Added \usepackage[T1]{fontenc}
, looks good now. ;)
EDIT: Better, though not perfect. Don't know what font encoding the other chars require...
Update: \usepackage[vietnamese]{babel}
does it.
Ultimately, the problem is LaTeX's font encoding, I don't think it matters how we represent these characters in our BibTeX, these problems will always be happening until people generally switch to LuaLaTeX/XeLaTeX ...
Okay. I think we need to find a way to publicize that you need to add \usepackage{babel}
, possibly with script-specific extensions, so that we don't leave people at a loss. Would it be possible to include this in a commented-out header in each BibTeX file? Or to alter the LaTeX scripts we release for each conference, and the Overleaf template?
Second, there are still a number of ASCII-based LaTeX escapes in the generated BibTeX files. It is a bit strange to see a mix of these escapes next to unicode (for example in our working example, L08-1355). Here are all the existing escape codes still present in our generated BibTeX files. Can we add them?
\theta
\ell
\geq
\in
\cap
\epsilon
{$\approx$}
{$\pi$}
{$\times$}
{$^\circ$}
{UDepLambda$\lnot$}
{\"A}
{\"O}
{\"U}
{\"\i}
{\"a}
{\"e}
{\"o}
{\"u}
{\#}
{\&}
{\'A}
{\'C}
{\'E}
{\'O}
{\'S}
{\'U}
{\'\i}
{\'a}
{\'c}
{\'e}
{\'n}
{\'o}
{\'s}
{\'u}
{\'y}
{\.I}
{\.Z}
{\.e}
{\.z}
{\=E}
{\=O}
{\=\i}
{\=a}
{\=e}
{\=u}
{\AA}
{\DJ}
{\L}
{\O}
{\P}
{\TH}
{\^A}
{\^\i}
{\^a}
{\^e}
{\^o}
{\^u}
{\`A}
{\`O}
{\`\i}
{\`a}
{\`e}
{\`o}
{\`u}
{\aa}
{\ae}
{\copyright}
{\dh}
{\dj}
{\i}
{\ldots}
{\l}
{\o}
{\pounds}
{\ss}
{\~O}
{\~a}
{\~n}
{\~o}
{\~u}
I realize there is a long tail and we can never get them all, but if we can get full coverage in our first pass at least, I think we'll be in pretty good shape.
We wanted to use latex escapes as much as possible, falling back to unicode, so that as the vast majority of people can cite the vast majority of entries without using special packages, and also so that bibtex will alphabetize entries correctly.

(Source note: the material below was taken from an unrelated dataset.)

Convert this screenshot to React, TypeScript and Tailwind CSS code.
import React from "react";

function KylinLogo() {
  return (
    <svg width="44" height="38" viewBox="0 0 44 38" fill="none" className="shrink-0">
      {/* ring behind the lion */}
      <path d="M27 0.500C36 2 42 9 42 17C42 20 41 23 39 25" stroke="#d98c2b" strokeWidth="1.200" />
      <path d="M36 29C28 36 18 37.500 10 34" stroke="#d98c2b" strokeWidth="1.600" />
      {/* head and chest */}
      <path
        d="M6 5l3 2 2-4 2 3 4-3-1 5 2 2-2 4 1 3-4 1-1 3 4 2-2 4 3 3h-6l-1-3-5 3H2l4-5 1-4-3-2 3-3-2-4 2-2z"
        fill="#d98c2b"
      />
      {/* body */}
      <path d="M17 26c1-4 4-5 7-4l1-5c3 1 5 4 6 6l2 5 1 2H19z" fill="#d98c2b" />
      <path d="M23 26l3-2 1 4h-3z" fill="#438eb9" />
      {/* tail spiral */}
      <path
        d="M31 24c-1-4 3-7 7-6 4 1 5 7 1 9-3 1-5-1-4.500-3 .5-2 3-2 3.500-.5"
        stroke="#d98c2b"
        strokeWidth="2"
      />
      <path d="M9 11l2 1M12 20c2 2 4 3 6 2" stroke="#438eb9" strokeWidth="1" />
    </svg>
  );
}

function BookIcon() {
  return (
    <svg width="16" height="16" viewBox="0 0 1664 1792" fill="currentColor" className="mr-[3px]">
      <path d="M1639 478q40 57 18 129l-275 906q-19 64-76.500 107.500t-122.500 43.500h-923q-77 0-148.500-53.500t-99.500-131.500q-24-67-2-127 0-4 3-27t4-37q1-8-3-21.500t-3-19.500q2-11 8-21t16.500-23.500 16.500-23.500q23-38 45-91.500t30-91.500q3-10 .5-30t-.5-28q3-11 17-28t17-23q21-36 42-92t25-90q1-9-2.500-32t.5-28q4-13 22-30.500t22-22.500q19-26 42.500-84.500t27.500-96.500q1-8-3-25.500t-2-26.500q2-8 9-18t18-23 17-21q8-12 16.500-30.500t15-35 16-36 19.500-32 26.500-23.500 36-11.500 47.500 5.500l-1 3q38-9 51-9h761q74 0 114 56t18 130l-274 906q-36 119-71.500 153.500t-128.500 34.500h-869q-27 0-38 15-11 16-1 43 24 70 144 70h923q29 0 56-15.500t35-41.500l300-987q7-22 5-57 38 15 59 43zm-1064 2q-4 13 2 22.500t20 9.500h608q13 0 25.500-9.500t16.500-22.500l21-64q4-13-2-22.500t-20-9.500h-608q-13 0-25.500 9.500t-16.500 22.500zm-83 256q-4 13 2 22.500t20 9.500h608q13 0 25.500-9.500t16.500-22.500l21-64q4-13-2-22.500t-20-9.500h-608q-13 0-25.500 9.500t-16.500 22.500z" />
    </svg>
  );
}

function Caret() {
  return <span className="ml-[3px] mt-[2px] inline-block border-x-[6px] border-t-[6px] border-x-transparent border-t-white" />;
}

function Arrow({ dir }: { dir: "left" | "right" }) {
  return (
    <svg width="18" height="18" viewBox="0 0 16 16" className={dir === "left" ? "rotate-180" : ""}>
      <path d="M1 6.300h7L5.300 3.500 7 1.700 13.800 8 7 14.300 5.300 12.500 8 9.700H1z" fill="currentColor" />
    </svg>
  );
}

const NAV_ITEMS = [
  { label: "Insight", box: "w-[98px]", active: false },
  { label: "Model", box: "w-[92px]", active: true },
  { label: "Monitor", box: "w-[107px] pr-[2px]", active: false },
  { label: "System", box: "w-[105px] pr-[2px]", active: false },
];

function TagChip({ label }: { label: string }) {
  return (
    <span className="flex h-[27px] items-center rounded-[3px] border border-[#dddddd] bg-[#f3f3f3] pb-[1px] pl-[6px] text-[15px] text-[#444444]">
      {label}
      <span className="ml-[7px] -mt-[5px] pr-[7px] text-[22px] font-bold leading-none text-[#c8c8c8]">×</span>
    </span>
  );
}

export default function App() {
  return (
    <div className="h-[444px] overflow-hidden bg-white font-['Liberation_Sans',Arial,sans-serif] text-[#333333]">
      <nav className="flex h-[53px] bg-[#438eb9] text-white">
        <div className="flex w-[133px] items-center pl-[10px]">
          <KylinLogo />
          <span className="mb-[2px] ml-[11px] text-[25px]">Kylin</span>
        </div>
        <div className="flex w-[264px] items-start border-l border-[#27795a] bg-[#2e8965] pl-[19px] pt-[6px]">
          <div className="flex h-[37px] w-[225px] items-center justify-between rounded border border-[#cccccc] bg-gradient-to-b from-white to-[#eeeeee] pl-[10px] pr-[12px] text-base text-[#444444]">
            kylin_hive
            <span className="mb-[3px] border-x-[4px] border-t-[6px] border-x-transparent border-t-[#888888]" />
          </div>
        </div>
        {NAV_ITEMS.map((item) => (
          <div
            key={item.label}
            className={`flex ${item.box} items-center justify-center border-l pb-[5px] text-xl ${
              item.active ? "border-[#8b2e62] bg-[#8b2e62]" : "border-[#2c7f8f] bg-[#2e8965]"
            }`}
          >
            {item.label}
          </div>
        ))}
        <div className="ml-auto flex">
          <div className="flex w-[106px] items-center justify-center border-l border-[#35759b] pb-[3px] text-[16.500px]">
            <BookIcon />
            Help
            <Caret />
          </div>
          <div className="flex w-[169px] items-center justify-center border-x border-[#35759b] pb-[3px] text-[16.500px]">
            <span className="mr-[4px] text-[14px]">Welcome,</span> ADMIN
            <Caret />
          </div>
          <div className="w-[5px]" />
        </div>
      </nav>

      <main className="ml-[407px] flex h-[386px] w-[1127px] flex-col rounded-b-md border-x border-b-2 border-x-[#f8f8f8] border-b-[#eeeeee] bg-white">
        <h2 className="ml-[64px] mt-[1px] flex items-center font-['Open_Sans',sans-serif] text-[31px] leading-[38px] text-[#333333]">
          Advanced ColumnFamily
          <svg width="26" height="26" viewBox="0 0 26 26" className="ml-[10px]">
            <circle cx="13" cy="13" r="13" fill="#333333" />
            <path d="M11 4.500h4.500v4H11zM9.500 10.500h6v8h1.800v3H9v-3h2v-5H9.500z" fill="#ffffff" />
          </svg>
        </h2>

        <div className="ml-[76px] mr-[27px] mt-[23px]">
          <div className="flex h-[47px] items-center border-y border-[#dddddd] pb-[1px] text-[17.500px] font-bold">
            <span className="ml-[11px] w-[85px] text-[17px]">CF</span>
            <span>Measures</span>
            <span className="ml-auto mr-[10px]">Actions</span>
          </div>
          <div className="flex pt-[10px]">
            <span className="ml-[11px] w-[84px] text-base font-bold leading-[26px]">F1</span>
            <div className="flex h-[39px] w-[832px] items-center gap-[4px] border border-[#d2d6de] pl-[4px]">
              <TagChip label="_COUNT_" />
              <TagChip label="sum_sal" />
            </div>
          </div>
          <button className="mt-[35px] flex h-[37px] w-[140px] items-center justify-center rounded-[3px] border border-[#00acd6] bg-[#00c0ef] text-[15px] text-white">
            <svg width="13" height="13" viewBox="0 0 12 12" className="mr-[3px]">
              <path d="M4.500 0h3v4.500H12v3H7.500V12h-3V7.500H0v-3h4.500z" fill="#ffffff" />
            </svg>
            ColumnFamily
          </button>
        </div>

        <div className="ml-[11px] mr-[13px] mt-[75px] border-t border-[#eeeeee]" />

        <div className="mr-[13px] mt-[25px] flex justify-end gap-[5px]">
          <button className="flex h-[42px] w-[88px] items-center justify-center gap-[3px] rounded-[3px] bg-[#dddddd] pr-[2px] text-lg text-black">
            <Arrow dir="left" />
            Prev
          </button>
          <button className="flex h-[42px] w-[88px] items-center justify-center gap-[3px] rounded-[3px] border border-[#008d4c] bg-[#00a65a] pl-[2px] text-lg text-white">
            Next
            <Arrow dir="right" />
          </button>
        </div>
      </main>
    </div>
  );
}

Of the latex commands in your message above, all work out of the box in super
generic latex with the exception of: \DJ \TH \dh \dj
, which require
\usepackage[T1]{fontenc}
.
I think it might be reasonable to use unicode for those four characters, because
they are not understood by bibtex's alphabetization procedure anyway. However, for
all the other accents and special characters in the list ({\~o}
{\aa}
, etc),
bibtex will not alphabetize correctly if we use unicode.
For more on the goriest details of bibtex: http://tug.ctan.org/info/bibtex/tamethebeast/ttb_en.pdf
There's a special BibTeX entry called @preamble
that lets you inject code into the preamble of the document. So the entry could look something like
@preamble {"\usepackage[vietnamese]{babel}"}
@inproceedings {...}
However, someone should experiment a bit to make sure this is what we want.

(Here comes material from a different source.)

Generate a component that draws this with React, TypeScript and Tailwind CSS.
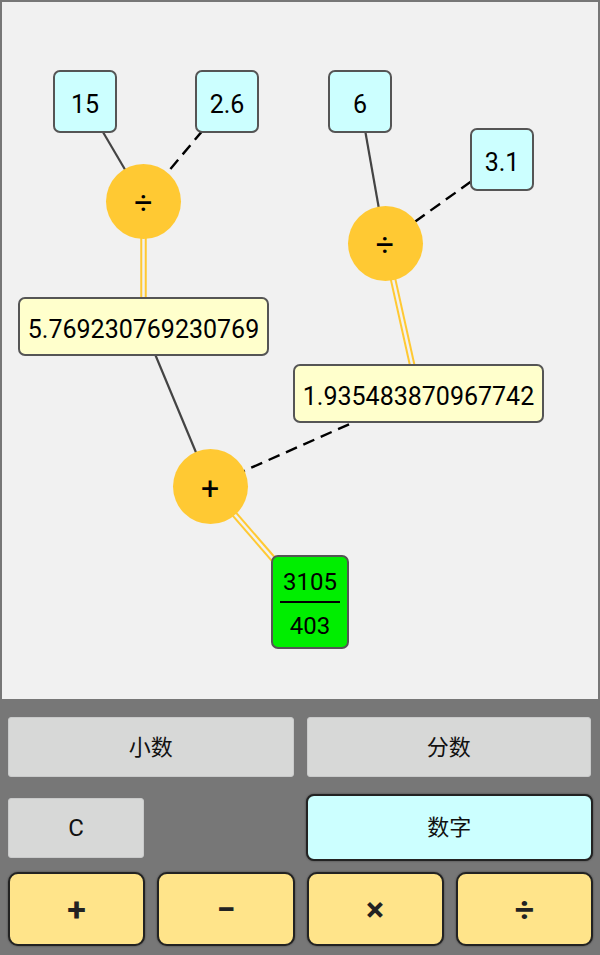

As for determining which package(s) must be loaded for a given entry, there are tables that you can extract from the fontenc
package that will tell you what encoding(s) you need, and the preamble would be a command to load that encoding(s). For example, for a paper with Vietnamese authors, we could auto-detect that T5 encoding is needed, and add @preamble {"\usepackage[T5]{fontenc}"}
, which I believe would be enough to get it working.

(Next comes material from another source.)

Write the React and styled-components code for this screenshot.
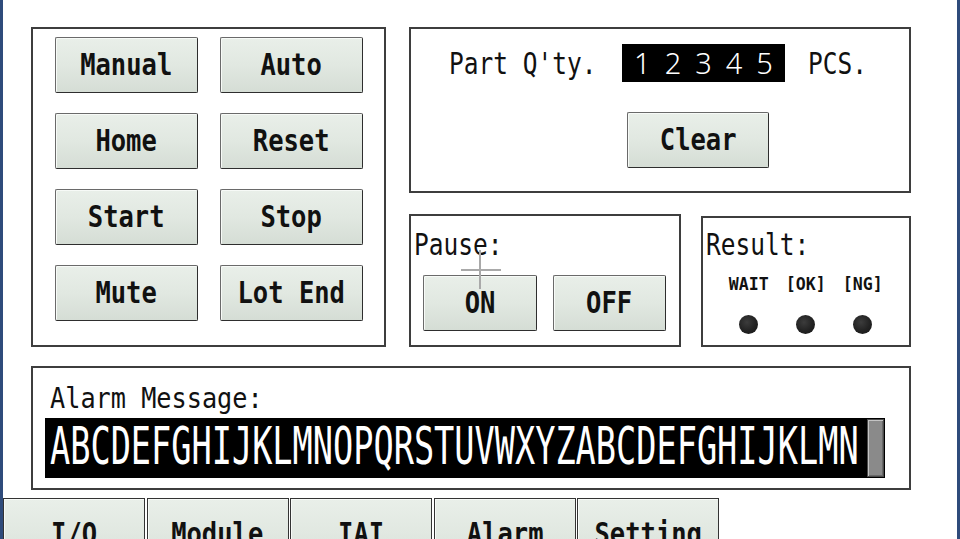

I believe that the usual T1 encoding is enough for most Latin-script languages, and Vietnamese is our main challenge. If we really want to get this test case right, then for BibTeX to sort etc. correctly, a number of those special characters should still be converted into LaTeX commands. That might address @mjpost's concern about mixing Unicode and LaTeX commands.
Another possibility would be just to recommend for everyone to use XeLaTeX.
We wanted to use latex escapes as much as possible, falling back to unicode, so that as the vast majority of people can cite the vast majority of entries without using special packages, and also so that bibtex will alphabetize entries correctly.
Ah, this is what I was missing, and makes perfect sense. Great.
You could kind-of-sort-of get \DJ
and \dj
to alphabetize correctly if you double brace them as {{\DJ}}
and {{\dj}}
. Then they would alphabetize like DJ
and dj
.
As for \TH
and \th
, they apparently belong at the end of the Icelandic alphabet, which is what I think will happen by default (EDIT:) if we just left them as Unicode...
I wasn't able to get @preamble
working in my test document.
Using \usepackage[T5]{fontenc}
(instead of babel) did work, though.
Okay, I created a new issue around advertising this. Since the script is written and working, I'll re-close this issue. Thanks, everyone!
We can generate the BibTeX entries directly from the authoritative XML files under
import/
. This will take a bit of work but will allow us to preserve components like title casing, properly generate the month field, and include the abstracts.